Fashion is the second biggest polluter in the world. Are you satisfied with what you see industry-wide in terms of the way people are approaching the issue?

Hannah Jones: No, not at all. There are leaders in the fashion industry that are really engrossed in this idea of sustainable fashion and what that means, and there are those that are still completely asleep at the wheel and are still in the old school, 19th century power business of cheapest prices and cheapest margins, not thinking about the environmental and social impact. If we are to make progress the good news is that the good actors are all collaborating.

I was just with a young Nike employee from the London office and he was gobsmacked cause I was like, ‘Yeah, we’re the one team in the company that collaborates furiously with adidas, Puma, H&M, Stella McCartney’. We all collaborate because the people that understand the journey that we’re on and the transformation that will take place know that yes, there’s a time which we will compete, but most of the time it will take the power and the weight of all of us to transform the system.

Are you seeing a shift in terms of how consumers are thinking about sustainability? What are Nike devotees saying?

Hannah Jones: It’s a good question. Sci-fi writer William Gibson has this great quote: ‘The future is here, it’s just not distributed equally.’ Ten years ago I would’ve said to you that consumers care but they’re not voting with their purchasing power – today I actually think it’s shifting. I think the mainstream consumer is more activist, living in a polarised world, they’re living with the beginning of the consequences of climate change, they see fragility, they see migration. They’re really smart, they’re seeing the causality, and they’re tying together the threads – they have more information than ever.

This young generation is taking to the streets and marching. I just got a text from my daughter, like: ‘Mum I’m going out to march today, are you OK with that?’ I’m like, ‘Yeah I’m OK with that, I’m absolutely OK with that!’ And so what they’re asking of brands is: ‘What do you stand for above and beyond of making products, what’s your purpose?’ For us, our purpose is all about how we enable the athlete to do what they want to do, and part of that is how do we make sure they have access to a world in which they have clean air, they have snow and they have clean water to surf on, or to swim in and you can run. To do that, our commitment is to become sustainable.

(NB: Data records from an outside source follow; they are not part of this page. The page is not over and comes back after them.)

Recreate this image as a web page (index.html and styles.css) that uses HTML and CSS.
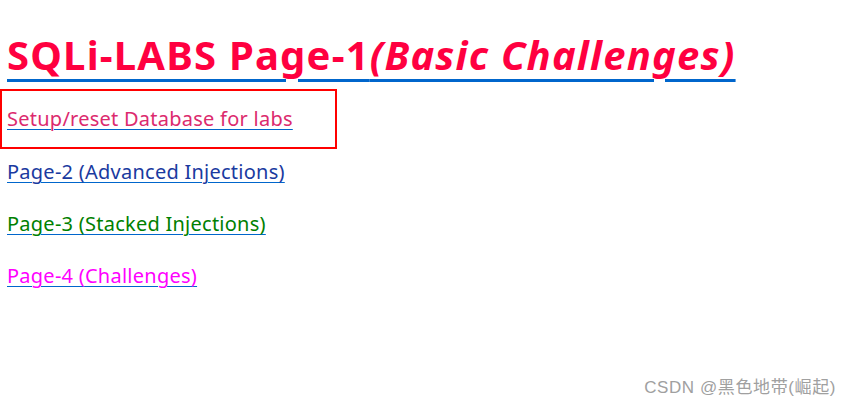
FILE: index.html
```html
<!DOCTYPE html>
<html>
<head>
<meta charset="utf-8">
<link rel="stylesheet" href="styles.css">
</head>
<body>
<div class="page">
  <h1 class="title"><a href="#" class="title-link">SQLi-LABS Page-1</a><a href="#" class="title-link italic">(Basic Challenges)</a></h1>
  <div class="setup-box">
    <a href="#" class="link setup">Setup/reset Database for labs</a>
  </div>
  <div class="row first"><a href="#" class="link p2">Page-2 (Advanced Injections)</a></div>
  <div class="row"><a href="#" class="link p3">Page-3 (Stacked Injections)</a></div>
  <div class="row"><a href="#" class="link p4">Page-4 (Challenges)</a></div>
</div>
<div class="watermark">CSDN @黑色地带(崛起)</div>
</body>
</html>
```
FILE: styles.css
```css
html, body {
  margin: 0;
  padding: 0;
  background: #ffffff;
}
body {
  width: 856px;
  height: 410px;
  position: relative;
  overflow: hidden;
  font-family: "Noto Sans", "Noto Sans CJK SC", sans-serif;
}
.page {
  display: flex;
  flex-direction: column;
}
.title {
  margin: 29px 0 0 7px;
  font-size: 40px;
  line-height: 52px;
  font-weight: 700;
  letter-spacing: 1.2px;
  white-space: nowrap;
}
.title-link {
  color: #ff0040;
  text-decoration: underline;
  text-decoration-color: #0066cc;
  text-decoration-thickness: 3px;
  text-underline-offset: 9px;
}
.italic {
  font-style: italic;
}
.setup-box {
  margin-top: 8px;
  width: 328px;
  height: 56px;
  border: 2px solid #ff0000;
  display: flex;
  align-items: center;
  padding-left: 5px;
}
.link {
  font-size: 20px;
  line-height: 28px;
  letter-spacing: 0.25px;
  text-decoration: underline;
  text-decoration-color: #0066cc;
  text-decoration-thickness: 1px;
  text-underline-offset: 3px;
}
.setup { color: #dc2a6e; }
.p2 { color: #1a3aa0; }
.p3 { color: #008000; }
.p4 { color: #ff00ff; }
.row {
  margin-left: 7px;
  height: 52px;
  display: flex;
  align-items: flex-end;
}
.row.first {
  height: 37px;
}
.watermark {
  position: absolute;
  right: 20px;
  bottom: 12px;
  color: #a0a0a0;
  font-size: 17px;
  letter-spacing: 0.6px;
  font-family: "Liberation Sans", "Noto Sans CJK SC", sans-serif;
}
```
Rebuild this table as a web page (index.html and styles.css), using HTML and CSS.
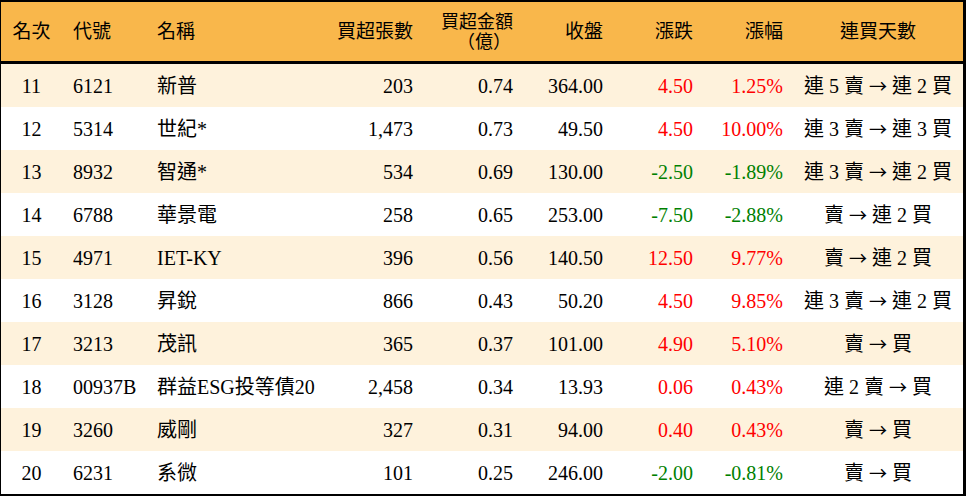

Which innovation are you most proud of?

Hannah Jones: I would say the thing I’m most proud of with what we’ve been doing at Nike is not only one single innovation, but the approach we’ve taken to really put sustainability at the heart of our company and our innovation agenda. Every team in the company is thinking about their footprint and how to innovate. We just announced a few months ago that our entire North America operation and operation facilities will be 100 per cent renewable and we’re already renewable in the distribution centre, in what we have would have been off the grid like 10 years ago.

You work in an environment where you constantly think about the future – does the state of the world and where it’s at now excite or scare you?

Hannah Jones: I think I’ve never seen the world more polarised with more volatility and more injustice. My personal way of processing that is, to battle down even harder and what can we do in an appropriate way that creates change. With our sustainability agenda, we set our policy on climate and carbon years ago and we’re not changing it – because we’re following the signs. So when you can stay true to your environment and you can stay true to your whole purpose and your really clear about where you're headed the volatility rocks you less because you're on your path.

The fact that the US government has pulled out of Paris? Yeah we have been vocal about our disagreement with that, and it is absolutely not stopping us with the work we’re doing to decrease our carbon footprint, if anything we’re doubling down, I think that’s my approach to it – how do you in polarising time, how do you actually double down on purpose, how do you double down on community, how do you double down on engagement and transactions and how do you double down on innovating the future?